### [Records with interface code]
## BEGIN

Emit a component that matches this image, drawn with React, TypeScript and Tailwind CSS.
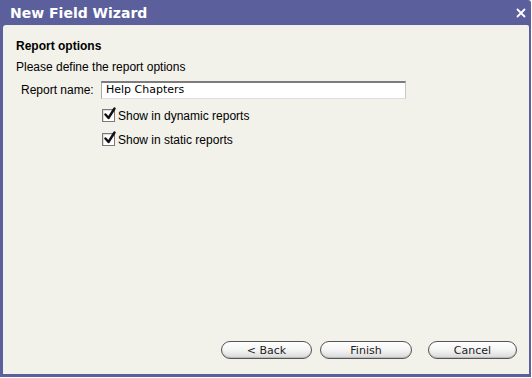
import React from "react";

function Check() {
  return (
    <div className="relative w-[13px] h-[13px] bg-white border border-[#7a7a7a] shadow-[inset_1px_1px_1px_rgba(0,0,0,0.15)]">
      <svg className="absolute left-[0px] top-[-3px]" width="14" height="14" viewBox="0 0 14 14">
        <path d="M2.5 7.5 L5.5 11 L11.5 1.5" fill="none" stroke="#111" strokeWidth="2.4" strokeLinecap="round" strokeLinejoin="round" />
      </svg>
    </div>
  );
}

function Btn({ label, w }: { label: string; w: string }) {
  return (
    <button
      className={`${w} h-[18px] rounded-full border border-[#555] bg-gradient-to-b from-white via-[#f4f4f4] to-[#d9d9d9] shadow-[inset_0_-1px_1px_rgba(0,0,0,0.15)] flex items-center justify-center text-[11px] text-[#222] leading-none`}
      style={{ fontFamily: '"DejaVu Sans", Verdana, sans-serif' }}
    >
      {label}
    </button>
  );
}

export default function App() {
  return (
    <div className="w-[532px] h-[378px] bg-white">
      <div className="w-[531px] h-[377px] bg-[#5b5f9b] rounded-tr-[3px] flex flex-col">
        <div className="h-[25px] flex items-center justify-between pl-[10px] pr-[5px]">
          <span
            className="text-white font-bold text-[14px] leading-none"
            style={{ fontFamily: '"DejaVu Sans", Verdana, sans-serif' }}
          >
            New Field Wizard
          </span>
          <svg width="10" height="10" viewBox="0 0 10 10" className="mt-[1px]">
            <path d="M1 1 L9 9 M9 1 L1 9" stroke="white" strokeWidth="1.8" />
          </svg>
        </div>
        <div
          className="flex-1 ml-[3px] mr-[2px] mb-[3px] bg-[#f2f1ea] rounded-tl-[3px] rounded-tr-[2px] flex flex-col text-[12px] text-black"
          style={{ fontFamily: '"Liberation Sans", Arial, sans-serif' }}
        >
          <div className="pl-[13px] pt-[14px] flex flex-col">
            <div className="font-bold leading-[14px]">Report options</div>
            <div className="leading-[14px] mt-[7px]">Please define the report options</div>
            <div className="flex items-center mt-[7px] ml-[5px]">
              <span className="w-[80px]">Report name:</span>
              <div className="w-[305px] h-[18px] bg-white border-t-2 border-t-[#7c7c7c] border-l border-l-[#a8a8a8] border-r border-r-[#c8c8c8] border-b border-b-[#dedede] flex items-center pl-[4px]"
                style={{ fontFamily: '"DejaVu Sans", Verdana, sans-serif', fontSize: "11px" }}>
                Help Chapters
              </div>
            </div>
            <div className="flex flex-col ml-[86px] mt-[10px] gap-[11px] leading-[14px]">
              <div className="flex items-center gap-[3px] h-[13px]">
                <Check />
                <span>Show in dynamic reports</span>
              </div>
              <div className="flex items-center gap-[3px] h-[13px]">
                <Check />
                <span>Show in static reports</span>
              </div>
            </div>
          </div>
          <div className="flex-1" />
          <div className="flex justify-end items-center pr-[12px] pb-[15px]">
            <Btn label="< Back" w="w-[91px]" />
            <div className="w-[8px]" />
            <Btn label="Finish" w="w-[92px]" />
            <div className="w-[16px]" />
            <Btn label="Cancel" w="w-[89px]" />
          </div>
        </div>
      </div>
    </div>
  );
}
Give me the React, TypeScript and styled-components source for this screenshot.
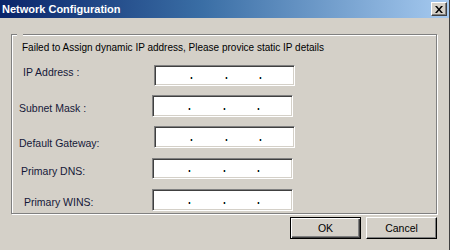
import React from 'react';
import styled, { createGlobalStyle } from 'styled-components';

const GlobalStyle = createGlobalStyle`
  html, body {
    margin: 0;
    padding: 0;
    background: #d4d0c8;
  }
  body {
    font-family: "Liberation Sans", Arial, sans-serif;
    font-size: 10.5px;
    color: #000;
  }
`;

// labelX / boxX are measured from the group box content edge
const fields = [
  { label: 'IP Address :', labelX: 11, labelY: 1, boxX: 142, gap: 11, height: 21 },
  { label: 'Subnet Mask :', labelX: 7, labelY: 7, boxX: 140, gap: 9, height: 22 },
  { label: 'Default Gateway:', labelX: 7, labelY: 11, boxX: 142, gap: 9, height: 22 },
  { label: 'Primary DNS:', labelX: 9, labelY: 7, boxX: 140, gap: 8, height: 21 },
  { label: 'Primary WINS:', labelX: 12, labelY: 7, boxX: 140, gap: 10, height: 22 },
];

export default function App() {
  return (
    <>
      <GlobalStyle />
      <Window>
        <TitleBar>
          <Title>Network Configuration</Title>
          <CloseButton>
            <svg width="8" height="7" viewBox="0 0 8 7">
              <path d="M0 0h2l2 2.5L6 0h2L5 3.5 8 7H6L4 4.5 2 7H0l3-3.5z" fill="#000" />
            </svg>
          </CloseButton>
        </TitleBar>
        <Body>
          <GroupBox>
            <LegendGap />
            <Message>Failed to Assign dynamic IP address, Please provice static IP details</Message>
            {fields.map((f) => (
              <FieldRow key={f.label} $gap={f.gap}>
                <Label $x={f.labelX} $y={f.labelY} $w={f.boxX}>
                  {f.label}
                </Label>
                <IpBox $h={f.height}>
                  <Octet />
                  <Dot />
                  <Octet />
                  <Dot />
                  <Octet />
                  <Dot />
                  <Octet />
                </IpBox>
              </FieldRow>
            ))}
          </GroupBox>
          <ButtonRow>
            <Button $default>OK</Button>
            <Button>Cancel</Button>
          </ButtonRow>
        </Body>
      </Window>
    </>
  );
}

const Window = styled.div`
  width: 450px;
  height: 250px;
  display: flex;
  flex-direction: column;
  background: #d4d0c8;
  box-sizing: border-box;
  border-right: 1px solid #404040;
  overflow: hidden;
`;

const TitleBar = styled.div`
  height: 18px;
  display: flex;
  align-items: center;
  justify-content: space-between;
  padding: 0 2px;
  background: linear-gradient(to right, #0a246a 0%, #3a6ea5 45%, #a6caf0 100%);
`;

const Title = styled.div`
  color: #fff;
  font-weight: bold;
  font-size: 11px;
  line-height: 18px;
`;

const CloseButton = styled.div`
  width: 16px;
  height: 14px;
  box-sizing: border-box;
  display: flex;
  align-items: center;
  justify-content: center;
  background: #d4d0c8;
  border-top: 1px solid #fff;
  border-left: 1px solid #fff;
  border-right: 1px solid #404040;
  border-bottom: 1px solid #404040;
  box-shadow: inset -1px -1px 0 #808080;
`;

const Body = styled.div`
  flex: 1;
  display: flex;
  flex-direction: column;
  padding: 16px 12px 0 11px;
`;

const GroupBox = styled.div`
  position: relative;
  height: 180px;
  box-sizing: border-box;
  border: 1px solid #808080;
  box-shadow: inset 1px 1px 0 #fff, 1px 1px 0 #fff;
  padding-top: 6px;
  display: flex;
  flex-direction: column;
`;

const LegendGap = styled.div`
  position: absolute;
  top: -1px;
  left: 5px;
  width: 6px;
  height: 2px;
  background: #d4d0c8;
`;

const Message = styled.div`
  font-size: 10px;
  line-height: 13px;
  padding-left: 10px;
`;

const FieldRow = styled.div<{ $gap: number }>`
  display: flex;
  align-items: flex-start;
  margin-top: ${(p) => p.$gap}px;
`;

const Label = styled.div<{ $x: number; $y: number; $w: number }>`
  flex: 0 0 ${(p) => p.$w}px;
  box-sizing: border-box;
  padding-left: ${(p) => p.$x}px;
  margin-top: ${(p) => p.$y}px;
  line-height: 13px;
  color: #141838;
`;

const IpBox = styled.div<{ $h: number }>`
  width: 141px;
  height: ${(p) => p.$h}px;
  box-sizing: border-box;
  background: #fff;
  border-top: 1px solid #808080;
  border-left: 1px solid #808080;
  border-right: 1px solid #fff;
  border-bottom: 1px solid #fff;
  box-shadow: inset 1px 1px 0 #404040, inset -1px -1px 0 #d4d0c8;
  display: flex;
  align-items: center;
  padding: 2px 0 0 2px;
`;

const Octet = styled.div`
  width: 33px;
`;

const Dot = styled.span`
  width: 1px;
  height: 2px;
  background: #101040;
  box-shadow: -1px 0 0 #f0b060, 1px 0 0 #80e0f0;
  margin: 3px 0 0 1px;
`;

const ButtonRow = styled.div`
  display: flex;
  justify-content: flex-end;
  gap: 5px;
  margin-top: 3px;
`;

const Button = styled.button<{ $default?: boolean }>`
  width: 71px;
  height: 22px;
  box-sizing: border-box;
  font-family: "Liberation Sans", Arial, sans-serif;
  font-size: 10.5px;
  color: #000;
  background: #d4d0c8;
  padding: 0;
  border-top: 1px solid ${(p) => (p.$default ? '#000' : '#fff')};
  border-left: 1px solid ${(p) => (p.$default ? '#000' : '#fff')};
  border-right: 1px solid #000;
  border-bottom: 1px solid #000;
  box-shadow: ${(p) =>
    p.$default
      ? 'inset 1px 1px 0 #fff, inset -1px -1px 0 #404040, inset -2px -2px 0 #808080'
      : 'inset -1px -1px 0 #808080'};
`;
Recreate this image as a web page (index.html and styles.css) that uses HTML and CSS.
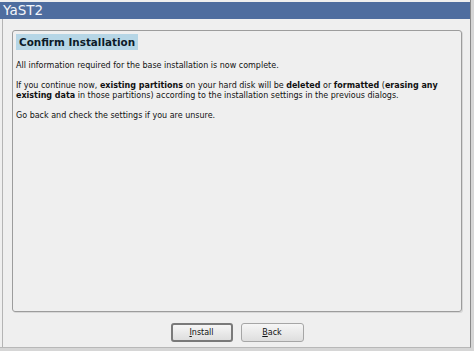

## END

### [THE TASK]
Copy every line above that holds the word "components".

### [SOLUTION FOR THIS TASK]
Give me the React, TypeScript and styled-components source for this screenshot.
import styled, { createGlobalStyle } from 'styled-components';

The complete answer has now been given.